Job: Reproduce the data below in full and exclude every picture.

-- Begin --

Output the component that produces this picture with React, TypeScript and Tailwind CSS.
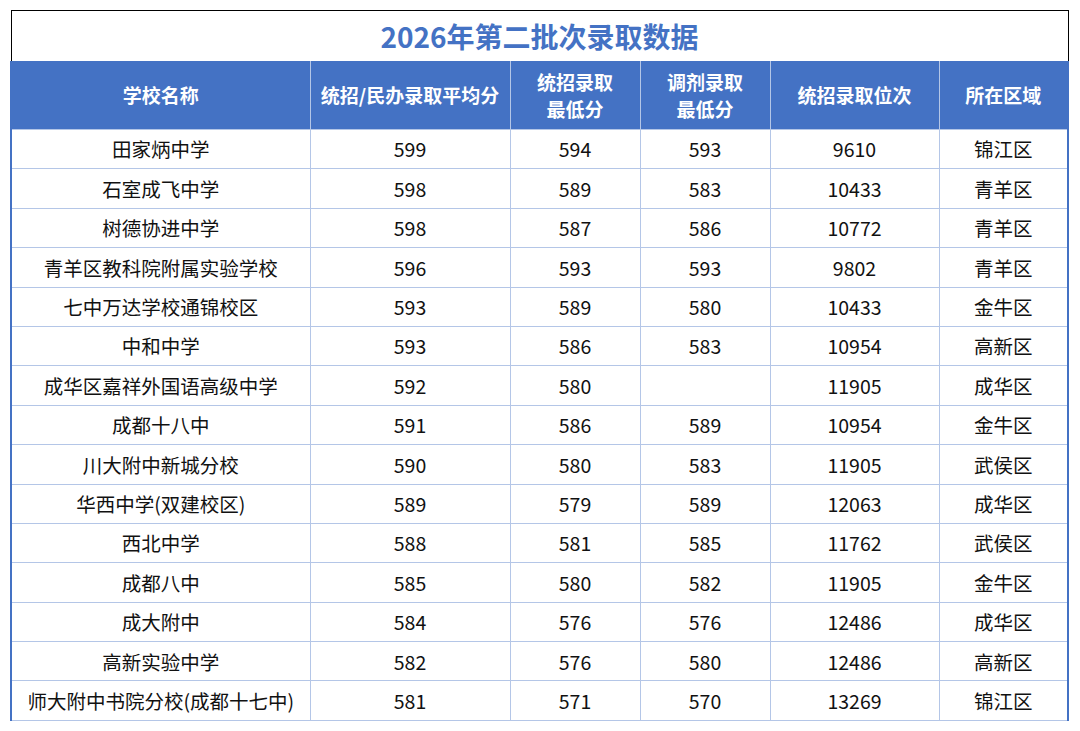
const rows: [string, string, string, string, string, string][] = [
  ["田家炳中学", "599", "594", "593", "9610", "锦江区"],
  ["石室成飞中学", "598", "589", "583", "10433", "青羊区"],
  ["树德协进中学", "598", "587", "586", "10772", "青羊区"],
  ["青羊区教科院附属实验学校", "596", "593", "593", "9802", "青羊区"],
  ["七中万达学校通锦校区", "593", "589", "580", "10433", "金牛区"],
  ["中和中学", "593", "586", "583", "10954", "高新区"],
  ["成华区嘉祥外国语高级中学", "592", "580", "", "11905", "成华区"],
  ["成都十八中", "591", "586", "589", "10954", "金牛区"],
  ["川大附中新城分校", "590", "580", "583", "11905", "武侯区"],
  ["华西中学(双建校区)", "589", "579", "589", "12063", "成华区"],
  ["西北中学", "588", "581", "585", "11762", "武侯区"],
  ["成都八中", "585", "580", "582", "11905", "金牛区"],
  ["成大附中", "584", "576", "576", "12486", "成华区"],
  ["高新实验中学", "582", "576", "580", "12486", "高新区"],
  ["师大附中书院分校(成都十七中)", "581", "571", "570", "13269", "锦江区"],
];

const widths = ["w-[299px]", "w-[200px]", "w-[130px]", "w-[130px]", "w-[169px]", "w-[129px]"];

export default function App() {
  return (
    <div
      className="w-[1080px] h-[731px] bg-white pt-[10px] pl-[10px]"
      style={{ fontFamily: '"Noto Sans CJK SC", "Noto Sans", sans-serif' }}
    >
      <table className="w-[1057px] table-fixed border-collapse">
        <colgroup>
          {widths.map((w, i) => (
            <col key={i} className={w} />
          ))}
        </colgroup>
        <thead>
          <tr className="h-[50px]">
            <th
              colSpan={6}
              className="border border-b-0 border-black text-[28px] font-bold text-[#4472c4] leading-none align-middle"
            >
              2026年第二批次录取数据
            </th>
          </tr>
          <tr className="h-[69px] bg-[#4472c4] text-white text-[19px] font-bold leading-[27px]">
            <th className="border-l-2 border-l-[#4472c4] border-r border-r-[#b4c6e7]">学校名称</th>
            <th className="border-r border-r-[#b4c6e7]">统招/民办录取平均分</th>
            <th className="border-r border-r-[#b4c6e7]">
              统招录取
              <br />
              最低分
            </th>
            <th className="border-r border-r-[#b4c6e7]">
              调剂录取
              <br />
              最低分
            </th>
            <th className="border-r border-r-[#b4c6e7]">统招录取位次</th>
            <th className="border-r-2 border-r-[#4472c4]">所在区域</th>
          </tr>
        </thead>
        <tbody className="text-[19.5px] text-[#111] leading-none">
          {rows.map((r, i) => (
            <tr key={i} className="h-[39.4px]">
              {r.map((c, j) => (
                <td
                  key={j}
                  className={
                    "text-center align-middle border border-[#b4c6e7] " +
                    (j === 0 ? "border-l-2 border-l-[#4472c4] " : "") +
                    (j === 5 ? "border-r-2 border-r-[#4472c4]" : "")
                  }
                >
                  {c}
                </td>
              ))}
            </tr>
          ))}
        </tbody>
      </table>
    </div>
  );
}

-- End --

Result of the task:
Output the component that produces this picture with React, TypeScript and Tailwind CSS.
const rows: [string, string, string, string, string, string][] = [
  ["田家炳中学", "599", "594", "593", "9610", "锦江区"],
  ["石室成飞中学", "598", "589", "583", "10433", "青羊区"],
  ["树德协进中学", "598", "587", "586", "10772", "青羊区"],
  ["青羊区教科院附属实验学校", "596", "593", "593", "9802", "青羊区"],
  ["七中万达学校通锦校区", "593", "589", "580", "10433", "金牛区"],
  ["中和中学", "593", "586", "583", "10954", "高新区"],
  ["成华区嘉祥外国语高级中学", "592", "580", "", "11905", "成华区"],
  ["成都十八中", "591", "586", "589", "10954", "金牛区"],
  ["川大附中新城分校", "590", "580", "583", "11905", "武侯区"],
  ["华西中学(双建校区)", "589", "579", "589", "12063", "成华区"],
  ["西北中学", "588", "581", "585", "11762", "武侯区"],
  ["成都八中", "585", "580", "582", "11905", "金牛区"],
  ["成大附中", "584", "576", "576", "12486", "成华区"],
  ["高新实验中学", "582", "576", "580", "12486", "高新区"],
  ["师大附中书院分校(成都十七中)", "581", "571", "570", "13269", "锦江区"],
];

const widths = ["w-[299px]", "w-[200px]", "w-[130px]", "w-[130px]", "w-[169px]", "w-[129px]"];

export default function App() {
  return (
    <div
      className="w-[1080px] h-[731px] bg-white pt-[10px] pl-[10px]"
      style={{ fontFamily: '"Noto Sans CJK SC", "Noto Sans", sans-serif' }}
    >
      <table className="w-[1057px] table-fixed border-collapse">
        <colgroup>
          {widths.map((w, i) => (
            <col key={i} className={w} />
          ))}
        </colgroup>
        <thead>
          <tr className="h-[50px]">
            <th
              colSpan={6}
              className="border border-b-0 border-black text-[28px] font-bold text-[#4472c4] leading-none align-middle"
            >
              2026年第二批次录取数据
            </th>
          </tr>
          <tr className="h-[69px] bg-[#4472c4] text-white text-[19px] font-bold leading-[27px]">
            <th className="border-l-2 border-l-[#4472c4] border-r border-r-[#b4c6e7]">学校名称</th>
            <th className="border-r border-r-[#b4c6e7]">统招/民办录取平均分</th>
            <th className="border-r border-r-[#b4c6e7]">
              统招录取
              <br />
              最低分
            </th>
            <th className="border-r border-r-[#b4c6e7]">
              调剂录取
              <br />
              最低分
            </th>
            <th className="border-r border-r-[#b4c6e7]">统招录取位次</th>
            <th className="border-r-2 border-r-[#4472c4]">所在区域</th>
          </tr>
        </thead>
        <tbody className="text-[19.5px] text-[#111] leading-none">
          {rows.map((r, i) => (
            <tr key={i} className="h-[39.4px]">
              {r.map((c, j) => (
                <td
                  key={j}
                  className={
                    "text-center align-middle border border-[#b4c6e7] " +
                    (j === 0 ? "border-l-2 border-l-[#4472c4] " : "") +
                    (j === 5 ? "border-r-2 border-r-[#4472c4]" : "")
                  }
                >
                  {c}
                </td>
              ))}
            </tr>
          ))}
        </tbody>
      </table>
    </div>
  );
}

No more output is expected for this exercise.